O you who hear prayer, to you all men will come. (vv 1-2)
When we reach the 65th psalm, the psalter takes a sudden turn to effusive praise and leaves behind the psalms of lament temporarily. God has been praised by the psalmist over and over without hesitation thus far, despite the threatening clouds that seemed to shadow each entry in the book. Here there is no lament; it is either cured or forgotten in favor of pure praise for the goodness of God toward those who love him.
When we were overwhelmed by sins, you forgave our transgressions.
Blessed are those you choose and bring near to live in your courts! (vv 3-4)

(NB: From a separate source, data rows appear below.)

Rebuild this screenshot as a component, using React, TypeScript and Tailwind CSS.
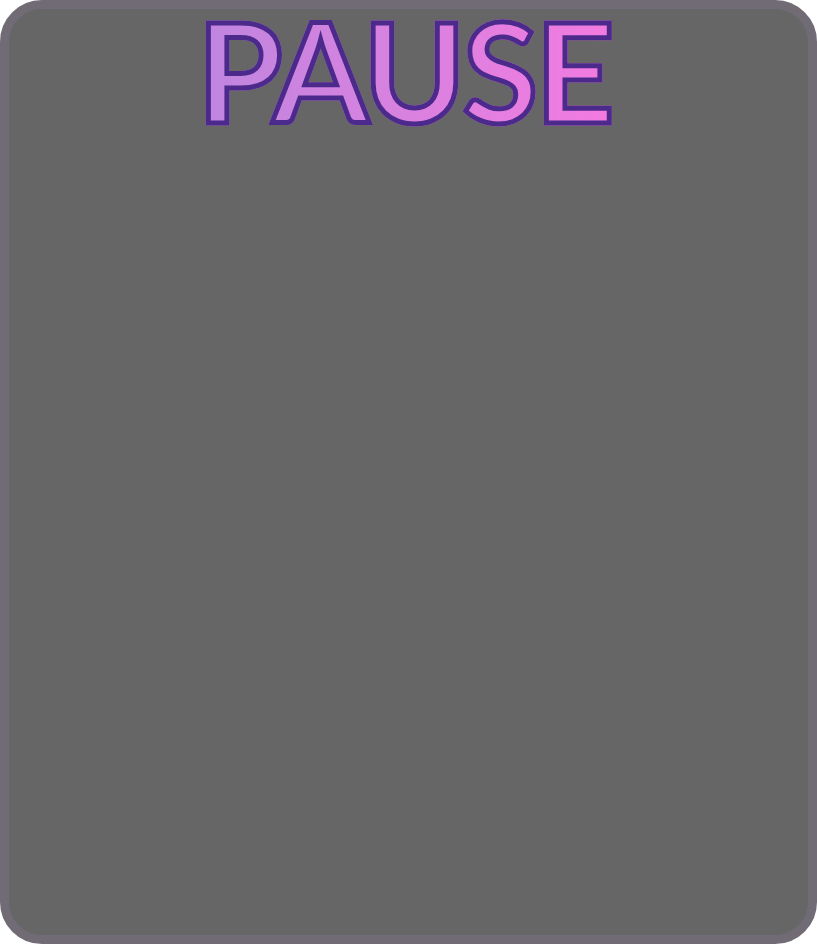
export default function App() {
  return (
    <div className="h-[944px] w-[817px] bg-white">
      <div className="flex h-full w-full flex-col items-center rounded-[42px] border-[9px] border-[#716b76] bg-[#666666]">
        <h1
          className="mt-[-15px] bg-gradient-to-r from-[#bd86df] to-[#f57ae0] bg-clip-text pl-2 pr-4 text-[138px] font-bold leading-[1.1] tracking-[-3px] text-transparent [-webkit-text-stroke:5px_#4b2a8c] [paint-order:stroke_fill]"
          style={{ fontFamily: "Lato, 'Open Sans', sans-serif" }}
        >
          PAUSE
        </h1>
      </div>
    </div>
  );
}
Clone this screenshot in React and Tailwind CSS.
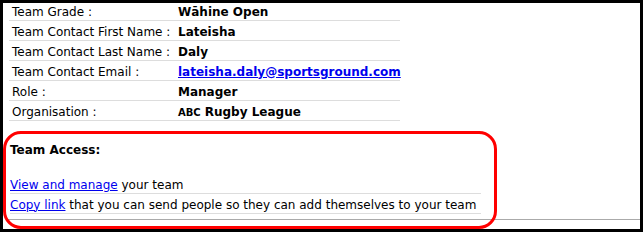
import React from "react";

const rows = [
  { label: "Team Grade :", value: "Wāhine Open" },
  { label: "Team Contact First Name :", value: "Lateisha" },
  { label: "Team Contact Last Name :", value: "Daly" },
  { label: "Team Contact Email :", value: "lateisha.daly@sportsground.com", link: true },
  { label: "Role :", value: "Manager" },
  { label: "Organisation :", value: "Rugby League", prefix: "ABC" },
];

export default function App() {
  return (
    <div
      className="relative w-[643px] h-[232px] overflow-hidden border-[3px] border-black bg-white text-[12px] text-black whitespace-nowrap"
      style={{ fontFamily: '"DejaVu Sans", Verdana, sans-serif' }}
    >
      {/* Team details */}
      <div className="ml-[6px] mt-[-2px] w-[391px]">
        {rows.map((r) => (
          <div key={r.label} className="flex h-[20px] items-center pt-[2px] border-b border-[#dddddd]">
            <span className="w-[169px] shrink-0 pl-[3px]">{r.label}</span>
            {r.link ? (
              <a href="#" className="font-bold text-[#0000ee] underline">
                {r.value}
              </a>
            ) : (
              <span className="font-bold">
                {r.prefix && <span className="mr-[4px] text-[10px]">{r.prefix}</span>}
                {r.value}
              </span>
            )}
          </div>
        ))}
      </div>

      {/* Team access */}
      <div className="mt-[20px] ml-[7px] w-[471px]">
        <div className="h-[20px] font-bold">Team Access:</div>
        <div className="mt-[13px] flex h-[20px] items-center pt-[2px] border-b border-[#dddddd]">
          <a href="#" className="text-[#0000ee] underline">View and manage</a>
          <span>&nbsp;your team</span>
        </div>
        <div className="flex h-[20px] items-center pt-[2px] border-b border-[#dddddd]">
          <a href="#" className="text-[#0000ee] underline">Copy link</a>
          <span>&nbsp;that you can send people so they can add themselves to your team</span>
        </div>
      </div>
      <div className="mt-[5px] ml-[5px] border-b border-[#aaaaaa]" />

      {/* annotation */}
      <div className="pointer-events-none absolute left-0 top-[128px] h-[98px] w-[494px] rounded-[18px] border-[3px] border-[#ff0000]" />
    </div>
  );
}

Though we should worship God simply because He is who He is, we most often associate our relationship to Him via his remarkable grace toward us sinners. We who were separated from Him by the chasm of our unholiness are given the opportunity to rejoin the community of belief through His grace. Washing us clean, God provides the way for us to move closer and kneel in the courts of praise.
Our response to the grace we are extended is praise for His righteous acts:
You answer us with awesome deeds of righteousness, O God our Savior, the hope of all the ends of the earth and of the farthest seas,
who formed the mountains by your power, having armed yourself with strength, who stilled the roaring of the seas,
the roaring of their waves, and the turmoil of the nations.
Those living far away fear your wonders; where morning dawns and evening fades you call forth songs of joy. (vv 5-8)
Our Father is not content to merely forgive us for our transgressions, he installs us in paradise in a lesser, but still overwhelming, expression of His love for us:
You care for the land and water it; you enrich it abundantly.
The streams of God are filled with water to provide the people with grain, for so you have ordained it. (v 9)
Look around you, find a reason and praise Him today.